K: That’s really close… Yeah, I guess. But it’s also about clarity. This album is about my human revolution, and in Buddhist terms, that’s the reorganisation of power. It’s internal. It’s about who holds authority, what governs decision making, and what is allowed to remain. You move through that in a very conscious way. 

CM: Returning to your upbringing, you describe yourself as a Syrian-Armenian-American musician. How have those places influenced your music?

K: I am full Armenian, and I was raised between the US and Syria. We have a home in Syria, which is also a place of huge influence to me. I was born in Alabama and taken to Syria six months later. The distinction is that I am diasporan Armenian, so my family went through the genocide and landed in Syria. When you are Armenian, you make that distinction. 

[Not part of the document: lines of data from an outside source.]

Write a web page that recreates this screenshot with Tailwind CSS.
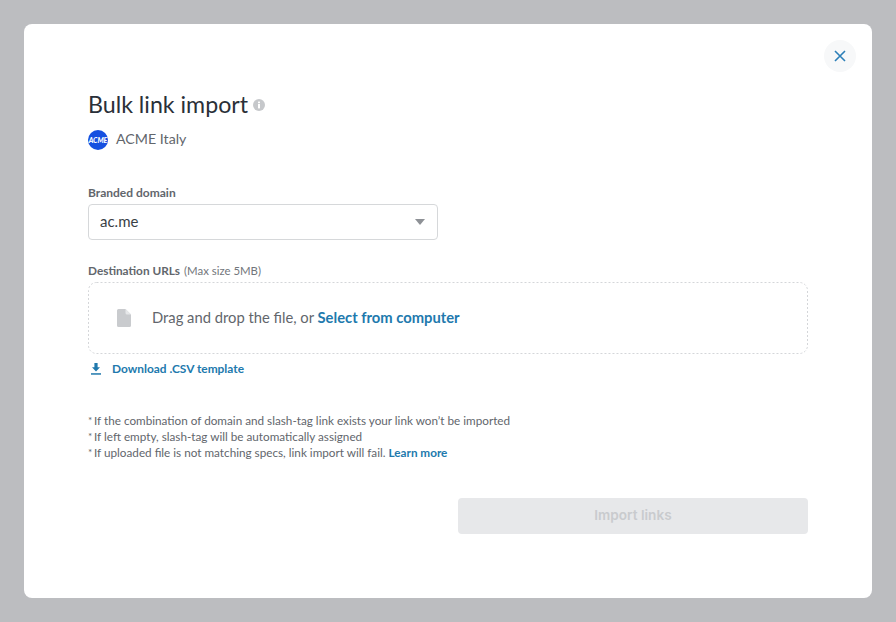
<!DOCTYPE html>
<html>
<head>
<meta charset="utf-8">
<script src="https://cdn.jsdelivr.net/npm/@tailwindcss/browser@4"></script>
</head>
<body class="m-0">
<div class="w-[896px] h-[622px] bg-[#bcbdc0] p-6 overflow-hidden font-['Lato','Liberation_Sans',sans-serif]">
  <div class="relative w-[848px] h-[574px] bg-white rounded-[8px] pt-[65px] px-16">
    <button class="absolute top-[16px] right-[16px] w-8 h-8 rounded-full bg-[#f7f8f9] flex items-center justify-center">
      <svg width="12" height="12" viewBox="0 0 12 12" fill="none" stroke="#2b7fb8" stroke-width="1.6"><path d="M1 1L11 11M11 1L1 11"/></svg>
    </button>
    <div class="flex items-center h-[30px]">
      <h1 class="text-[23.2px] leading-[30px] text-[#2a3038] font-normal">Bulk link import</h1>
      <svg class="ml-[5px] mt-[1px]" width="12" height="12" viewBox="0 0 12 12"><circle cx="6" cy="6" r="6" fill="#c6c8cb"/><rect x="5" y="5" width="2" height="4.4" fill="#fff"/><rect x="5" y="2.6" width="2" height="1.6" fill="#fff"/></svg>
    </div>
    <div class="flex items-center mt-[10px] h-[20px]">
      <div class="w-5 h-5 mt-[2px] rounded-full bg-[#1650e0] flex items-center justify-center text-white text-[7px] font-black italic leading-none">ACME</div>
      <span class="ml-2 text-[14.2px] leading-5 text-[#62666c]">ACME Italy</span>
    </div>
    <div class="mt-[36px] text-[12px] leading-4 font-bold text-[#62666c]">Branded domain</div>
    <div class="mt-[3px] w-[350px] h-9 border border-[#d6d8da] rounded-[4px] flex items-center justify-between pl-[11px] pr-[12px]">
      <span class="text-[15px] text-[#3a3f46] leading-5 pb-[2px]">ac.me</span>
      <svg width="10" height="6" viewBox="0 0 10 6"><path d="M0 0H10L5 6Z" fill="#8e9196"/></svg>
    </div>
    <div class="mt-[23px] text-[11.8px] leading-4"><span class="font-bold text-[#62666c]">Destination URLs</span> <span class="text-[11.4px] text-[#72767b] ml-[1px]">(Max size 5MB)</span></div>
    <div class="relative mt-[3px] h-[72px] rounded-[8px] flex items-center pl-[29px]">
      <svg class="absolute inset-0" width="720" height="72" fill="none"><rect x="0.5" y="0.5" width="719" height="71" rx="8" stroke="#d4d6d9" stroke-dasharray="2 2"/></svg>
      <svg width="14" height="18" viewBox="0 0 14 18"><path d="M1.5 0H8.5L14 5.5V16.5A1.5 1.5 0 0 1 12.5 18H1.5A1.5 1.5 0 0 1 0 16.5V1.5A1.5 1.5 0 0 1 1.5 0Z" fill="#c9cbce"/><path d="M8.5 0V4A1.5 1.5 0 0 0 10 5.5H14Z" fill="#e6e7e9"/></svg>
      <span class="ml-[21px] text-[14.75px] leading-5 text-[#62666c] pb-[2px]">Drag and drop the file, or <span class="font-bold text-[#2179ad]">Select from computer</span></span>
    </div>
    <div class="flex items-center mt-[7px] h-4 pl-[2px]">
      <svg width="12" height="12" viewBox="0 0 12 12" fill="#2179ad"><path d="M4.4 0H7.6V4.2H10L6 8.4L2 4.2H4.4Z"/><rect x="1" y="10.2" width="10" height="1.5"/></svg>
      <span class="ml-[10px] text-[11.9px] leading-4 font-bold text-[#2179ad]">Download .CSV template</span>
    </div>
    <div class="mt-[35px] text-[11.72px] leading-4 text-[#62666c]">
      <div class="flex"><span class="w-[6px] text-[10px]">*</span><p>If the combination of domain and slash-tag link exists your link won’t be imported</p></div>
      <div class="flex"><span class="w-[6px] text-[10px]">*</span><p>If left empty, slash-tag will be automatically assigned</p></div>
      <div class="flex"><span class="w-[6px] text-[10px]">*</span><p>If uploaded file is not matching specs, link import will fail. <span class="font-bold text-[#2179ad]">Learn more</span></p></div>
    </div>
    <div class="flex justify-end mt-[38px]">
      <button class="w-[350px] h-9 rounded-[4px] bg-[#e7e8ea] text-[13.6px] font-semibold text-[#c9cbce] font-['Inter',sans-serif] pb-[2px]">Import links</button>
    </div>
  </div>
</div>
</body>
</html>
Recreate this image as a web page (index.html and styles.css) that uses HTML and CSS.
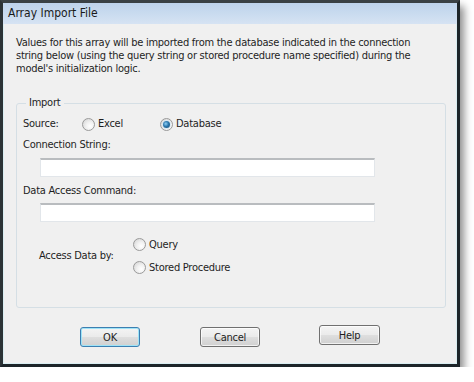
FILE: index.html
```html
<!DOCTYPE html>
<html lang="en">
<head>
    <meta charset="UTF-8">
    <title>Array Import File</title>
    <link rel="stylesheet" href="styles.css">
</head>
<body>
    <!-- Dialog window -->
    <div class="window">
        <div class="titlebar">Array Import File</div>

        <div class="content">
            <p class="intro">
                Values for this array will be imported from the database indicated in the connection<br>
                string below (using the query string or stored procedure name specified) during the<br>
                model's initialization logic.
            </p>

            <fieldset class="group">
                <legend>Import</legend>

                <div class="row source-row">
                    <span class="source-label">Source:</span>
                    <label class="option excel"><span class="radio"></span>Excel</label>
                    <label class="option"><span class="radio on"></span>Database</label>
                </div>

                <div class="row field-label">Connection String:</div>
                <div class="textbox"></div>

                <div class="row field-label second">Data Access Command:</div>
                <div class="textbox second"></div>

                <div class="access">
                    <span class="access-label">Access Data by:</span>
                    <div class="access-options">
                        <label class="option"><span class="radio"></span>Query</label>
                        <label class="option"><span class="radio"></span>Stored Procedure</label>
                    </div>
                </div>
            </fieldset>

            <div class="buttons">
                <button class="btn btn-default">OK</button>
                <button class="btn">Cancel</button>
                <button class="btn btn-help">Help</button>
            </div>
        </div>
    </div>
</body>
</html>
```

FILE: styles.css
```css
* {
    margin: 0;
    padding: 0;
    box-sizing: border-box;
}

body {
    background: #ffffff;
    font-family: "DejaVu Sans Condensed", "DejaVu Sans", sans-serif;
    font-stretch: condensed;
    font-size: 11px;
    letter-spacing: -0.25px;
    color: #1e1e1e;
}

/* Window frame */
.window {
    width: 460px;
    height: 367px;
    border: 3px solid #1d2529;
    border-top-color: #3a4145;
    border-left-color: #2c3336;
    background: #f0f0f0;
    box-shadow: 4px 6px 8px rgba(0, 0, 0, 0.45), inset 0 0 0 1px #d9eef2;
}

.titlebar {
    height: 21px;
    padding-left: 5px;
    line-height: 21px;
    font-size: 12px;
    letter-spacing: 0;
    color: #1a1a1a;
    background: linear-gradient(180deg, #bed3ec 0%, #c9dbef 50%, #d6e3f3 100%);
}

.content {
    padding: 0 0 0 13px;
}

.intro {
    margin-top: 12px;
    line-height: 13px;
    white-space: nowrap;
}

/* Group box */
.group {
    margin-top: 21px;
    width: 430px;
    border: 1px solid #d5dfe5;
    border-radius: 3px;
    padding: 6px 0 32px 6px;
}

.group legend {
    margin-left: 3px;
    padding: 0 4px 0 3px;
    line-height: 14px;
}

.row {
    height: 16px;
    line-height: 16px;
}

.source-row {
    display: flex;
    align-items: center;
}

.source-label {
    width: 59px;
}

.option {
    display: flex;
    align-items: center;
    gap: 3px;
    height: 16px;
}

.option.excel {
    width: 78px;
}

/* Radio buttons */
.radio {
    position: relative;
    width: 13px;
    height: 13px;
    border-radius: 50%;
    border: 1px solid #9a9a9a;
    background: radial-gradient(circle at 65% 65%, #ffffff 0%, #f1f1f1 40%, #cfcfcf 100%);
}

.radio.on::after {
    content: '';
    position: absolute;
    top: 2px;
    left: 2px;
    width: 7px;
    height: 7px;
    border-radius: 50%;
    background: radial-gradient(circle at 40% 40%, #8fd0f5 0%, #2a77ad 45%, #174a72 100%);
    box-shadow: 0 0 0 1px #d7e6f0;
}

.field-label {
    margin-top: 5px;
}

.field-label.second {
    margin-top: 6px;
}

.textbox {
    margin: 5px 0 0 17px;
    width: 335px;
    height: 19px;
    background: #ffffff;
    border: 1px solid #e2e6ea;
    border-top: 2px solid #b9bcbf;
}

.textbox.second {
    margin-top: 4px;
}

/* Access data block */
.access {
    display: flex;
    align-items: center;
    margin: 14px 0 0 16px;
}

.access-label {
    width: 94px;
}

.access-options {
    display: flex;
    flex-direction: column;
    gap: 7px;
}

/* Dialog buttons */
.buttons {
    display: flex;
    gap: 60px;
    margin-top: 19px;
    padding-left: 64px;
}

.btn {
    width: 60px;
    height: 20px;
    font-family: inherit;
    font-size: 11px;
    letter-spacing: inherit;
    color: #1e1e1e;
    border: 1px solid #707070;
    border-radius: 3px;
    background: linear-gradient(180deg, #f4f4f4 0%, #ebebeb 48%, #dedede 52%, #d0d0d0 100%);
    box-shadow: inset 0 0 0 1px rgba(255, 255, 255, 0.7);
}

.btn-default {
    border-color: #3c7fb1;
    box-shadow: inset 0 0 0 1px #9ee3f7;
}

.btn-help {
    margin-left: -1px;
    width: 61px;
    position: relative;
    top: -2px;
}
```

It’s not highlighted on the album, but there’s a lot of embedded rhythm, intention, and tone that comes from the Middle Eastern tradition. 

All the strings that Raven [Bush, nephew of Kate Bush] and I composed together are call and response, they mimic the melodies. If you listen to the way the strings function, they behave in ways similar to those in traditional Middle Eastern music.

Raven is a great friend, and we composed those strings together in the room – me singing parts and him adding strings – it was beautiful. I had him listening to tons of Arabic music. 

But I didn’t want it to be this really overt thing. For me it was just very honest for it to be in there, it wasn’t surface ornamentation, it’s really in there.

CM: So what’s next? What does the future hold? 

K: Stage! Stage! All I want to do is perform. I just want to connect with people who are not my audience. I want to make everyone in the world feel potential and hope. 

It starts from darkness. I really went hunting for dark matter with these existential ideas of what am I? Who am I? What is this? What does it mean? And there’s this idea of dark matter being 98 per cent of the cosmos, too…

But what I found was transcendence, potential, hope, joy, and a foundational ease that has made me quite grateful for my journey. It’s very emotional. 

What’s next is to impact everyone, hopefully. You know, to make people feel things.